I would put forth that what you objected to was indeed highly pertinent , this has evolved into more than just a discussion of Canon itself , discussion of the vagaries of various educational systems and how they are affected by an what effect they have on the Canon is highly apropos. If you wish to castigate someone then castigate *me* for my digression into the technical details of the lithographic and publishing industries. Though that was *somewhat* apropos to the topic when one considers market forces i.e. what sells gets printed. And to an ever increasing degree the market for the classics is driven by academia.


How many individual students obtain a copy of any given "classic" solely for the purpose of study for a specific course and subsequently never pick up said tome again? Quite a lot of them.

And this is inherently closely related to the decline of the pursuit of literature as a whole worldwide. Face it folks we are a minority here , we all LIKE to read and cogitate on literature , sadly that's not the case with the world at large in this modern day and age of instant information , highly developed broadcast venues etc.etc.



B.

Bluenote
02-24-2009, 01:28 PM
Yes, because unless your argument is published in a book, it is not valid. ...

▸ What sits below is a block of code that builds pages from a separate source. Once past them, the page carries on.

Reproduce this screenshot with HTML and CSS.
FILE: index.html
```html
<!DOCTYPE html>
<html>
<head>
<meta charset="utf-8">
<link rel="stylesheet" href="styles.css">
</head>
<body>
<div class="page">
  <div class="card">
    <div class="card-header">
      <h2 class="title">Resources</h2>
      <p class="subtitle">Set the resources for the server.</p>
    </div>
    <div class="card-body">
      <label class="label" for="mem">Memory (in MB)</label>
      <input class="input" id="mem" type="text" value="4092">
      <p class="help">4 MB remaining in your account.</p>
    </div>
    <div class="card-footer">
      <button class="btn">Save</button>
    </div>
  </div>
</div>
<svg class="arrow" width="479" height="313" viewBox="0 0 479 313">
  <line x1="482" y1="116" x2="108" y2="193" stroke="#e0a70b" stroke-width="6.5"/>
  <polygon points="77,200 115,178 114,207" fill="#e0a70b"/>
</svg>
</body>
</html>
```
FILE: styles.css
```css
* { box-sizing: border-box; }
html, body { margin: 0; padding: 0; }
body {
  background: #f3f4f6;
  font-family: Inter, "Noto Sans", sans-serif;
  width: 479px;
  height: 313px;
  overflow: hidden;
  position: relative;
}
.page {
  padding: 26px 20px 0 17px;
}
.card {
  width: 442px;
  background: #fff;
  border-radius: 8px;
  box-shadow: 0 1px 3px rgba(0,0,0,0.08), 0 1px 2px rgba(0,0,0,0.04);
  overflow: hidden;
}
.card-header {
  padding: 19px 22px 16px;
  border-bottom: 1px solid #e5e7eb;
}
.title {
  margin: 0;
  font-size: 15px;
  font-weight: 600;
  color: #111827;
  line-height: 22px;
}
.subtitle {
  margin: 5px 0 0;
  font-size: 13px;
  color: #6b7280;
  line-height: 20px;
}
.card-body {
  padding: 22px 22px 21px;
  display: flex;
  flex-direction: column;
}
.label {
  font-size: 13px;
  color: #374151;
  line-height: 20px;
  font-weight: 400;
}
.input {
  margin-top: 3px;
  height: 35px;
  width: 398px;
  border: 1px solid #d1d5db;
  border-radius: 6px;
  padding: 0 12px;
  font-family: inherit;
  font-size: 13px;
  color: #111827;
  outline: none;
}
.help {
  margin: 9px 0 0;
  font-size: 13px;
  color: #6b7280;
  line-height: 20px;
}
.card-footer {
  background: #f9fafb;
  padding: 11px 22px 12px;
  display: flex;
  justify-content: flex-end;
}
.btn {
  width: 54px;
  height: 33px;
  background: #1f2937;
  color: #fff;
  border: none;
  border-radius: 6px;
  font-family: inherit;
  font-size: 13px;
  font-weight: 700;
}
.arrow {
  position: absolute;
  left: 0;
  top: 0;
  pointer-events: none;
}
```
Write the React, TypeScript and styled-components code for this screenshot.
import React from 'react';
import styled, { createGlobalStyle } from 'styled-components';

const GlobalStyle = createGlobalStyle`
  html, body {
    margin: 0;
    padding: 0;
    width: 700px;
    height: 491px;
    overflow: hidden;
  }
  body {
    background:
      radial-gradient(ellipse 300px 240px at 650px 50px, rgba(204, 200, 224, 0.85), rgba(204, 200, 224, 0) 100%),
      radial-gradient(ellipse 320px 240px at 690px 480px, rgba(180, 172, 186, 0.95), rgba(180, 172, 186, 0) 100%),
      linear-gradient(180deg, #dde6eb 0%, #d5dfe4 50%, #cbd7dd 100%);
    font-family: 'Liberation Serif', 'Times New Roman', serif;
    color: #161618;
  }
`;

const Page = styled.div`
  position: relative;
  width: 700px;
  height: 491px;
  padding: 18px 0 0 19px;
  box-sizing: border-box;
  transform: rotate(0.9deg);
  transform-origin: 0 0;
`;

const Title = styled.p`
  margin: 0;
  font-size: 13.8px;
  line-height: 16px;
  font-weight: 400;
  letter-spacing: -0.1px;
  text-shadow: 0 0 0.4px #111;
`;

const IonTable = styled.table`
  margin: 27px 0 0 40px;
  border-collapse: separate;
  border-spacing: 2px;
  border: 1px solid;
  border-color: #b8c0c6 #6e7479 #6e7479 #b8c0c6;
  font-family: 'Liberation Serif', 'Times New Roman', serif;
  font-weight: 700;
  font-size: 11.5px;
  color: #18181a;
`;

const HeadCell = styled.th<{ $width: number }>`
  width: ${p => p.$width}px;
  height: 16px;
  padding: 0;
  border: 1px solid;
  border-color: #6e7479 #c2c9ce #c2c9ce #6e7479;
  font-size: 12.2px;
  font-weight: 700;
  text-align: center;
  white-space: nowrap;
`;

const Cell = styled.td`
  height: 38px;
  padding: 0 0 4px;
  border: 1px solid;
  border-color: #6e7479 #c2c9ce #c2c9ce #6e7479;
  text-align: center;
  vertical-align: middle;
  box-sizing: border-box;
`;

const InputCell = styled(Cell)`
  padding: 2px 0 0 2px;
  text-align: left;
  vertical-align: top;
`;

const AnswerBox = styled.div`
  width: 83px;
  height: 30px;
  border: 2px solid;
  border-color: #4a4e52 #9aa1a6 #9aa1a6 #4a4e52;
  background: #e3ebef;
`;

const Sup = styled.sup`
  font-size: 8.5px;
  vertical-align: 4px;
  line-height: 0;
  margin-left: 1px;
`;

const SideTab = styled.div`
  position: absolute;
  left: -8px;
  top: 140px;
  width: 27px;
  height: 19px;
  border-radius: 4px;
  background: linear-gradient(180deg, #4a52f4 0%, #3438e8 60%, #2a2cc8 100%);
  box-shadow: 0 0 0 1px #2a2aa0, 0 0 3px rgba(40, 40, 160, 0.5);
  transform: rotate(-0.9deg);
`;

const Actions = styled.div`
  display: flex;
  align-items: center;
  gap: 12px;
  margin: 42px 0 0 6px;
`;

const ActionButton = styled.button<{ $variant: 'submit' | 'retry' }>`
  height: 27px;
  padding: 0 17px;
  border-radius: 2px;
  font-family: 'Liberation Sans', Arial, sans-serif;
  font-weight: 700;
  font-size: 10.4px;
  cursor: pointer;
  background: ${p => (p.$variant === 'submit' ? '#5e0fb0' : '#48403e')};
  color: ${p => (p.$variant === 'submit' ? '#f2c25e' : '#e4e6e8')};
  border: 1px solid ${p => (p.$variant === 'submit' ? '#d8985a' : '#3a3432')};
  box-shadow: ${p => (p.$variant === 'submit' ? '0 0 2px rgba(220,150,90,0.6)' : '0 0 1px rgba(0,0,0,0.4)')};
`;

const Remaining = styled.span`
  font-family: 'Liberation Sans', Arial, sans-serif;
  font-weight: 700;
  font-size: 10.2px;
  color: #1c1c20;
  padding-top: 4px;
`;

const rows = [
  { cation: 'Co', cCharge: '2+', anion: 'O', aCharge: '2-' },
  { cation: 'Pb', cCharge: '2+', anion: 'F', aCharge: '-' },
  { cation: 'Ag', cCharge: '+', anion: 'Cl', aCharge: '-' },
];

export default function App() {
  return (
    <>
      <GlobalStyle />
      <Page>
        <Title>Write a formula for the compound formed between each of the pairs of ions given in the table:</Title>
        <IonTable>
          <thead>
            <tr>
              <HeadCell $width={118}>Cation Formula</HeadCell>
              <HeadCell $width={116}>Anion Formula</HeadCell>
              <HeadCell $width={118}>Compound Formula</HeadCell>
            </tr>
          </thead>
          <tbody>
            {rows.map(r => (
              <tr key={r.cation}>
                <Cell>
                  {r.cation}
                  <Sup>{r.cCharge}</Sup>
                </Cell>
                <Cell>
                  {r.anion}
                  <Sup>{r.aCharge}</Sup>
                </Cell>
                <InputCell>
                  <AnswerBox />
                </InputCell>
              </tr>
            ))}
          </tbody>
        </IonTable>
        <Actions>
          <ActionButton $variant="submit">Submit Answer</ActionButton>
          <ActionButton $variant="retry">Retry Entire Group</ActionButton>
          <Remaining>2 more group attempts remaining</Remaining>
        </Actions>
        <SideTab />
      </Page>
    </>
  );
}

I sincerely hope that the comment above was a bit of tongue in cheek sarcasm. Perhaps you could clarify that?

Because if it wasn't , it's a logical fallacy.


A given arguements *validity* does not live or die solely based upon the criteria of *publication*. This of course smacks of the stance of certain academics and scientifics who will dismiss anything that is not published within the context of a peer reviewed "study".

Such an attitude is of course self-limiting and dismisses a large amount of valid and significant information.



B.

kelby_lake
02-24-2009, 01:49 PM
It wasn't meant to be narcassistic. I was only trying to reflect what American education is like for someone who seemed curious about it.

I found it interesting, being English and about to choose universities.

Etienne
02-24-2009, 03:12 PM
I've tried once to look if there was lists like this but from the French perspective to compare the anglo or franco-centrisms, but I couldn't find any. I was at a mainstream bookshop the other day and found a section of such lists (in the literary essays section sigh) and found quite a few... but they were all translations from english lists.

JBI
02-24-2009, 04:07 PM
I sincerely hope that the comment above was a bit of tongue in cheek sarcasm. Perhaps you could clarify that?

Because if it wasn't , it's a logical fallacy.


A given arguements *validity* does not live or die solely based upon the criteria of *publication*. This of course smacks of the stance of certain academics and scientifics who will dismiss anything that is not published within the context of a peer reviewed "study".

Such an attitude is of course self-limiting and dismisses a large amount of valid and significant information.



B.

What Camilo, I think, was saying was, though he is not a published critic, he still has valid opinions.

The Comedian
02-24-2009, 04:17 PM
The canon is the canon only because academics in the past have made it so.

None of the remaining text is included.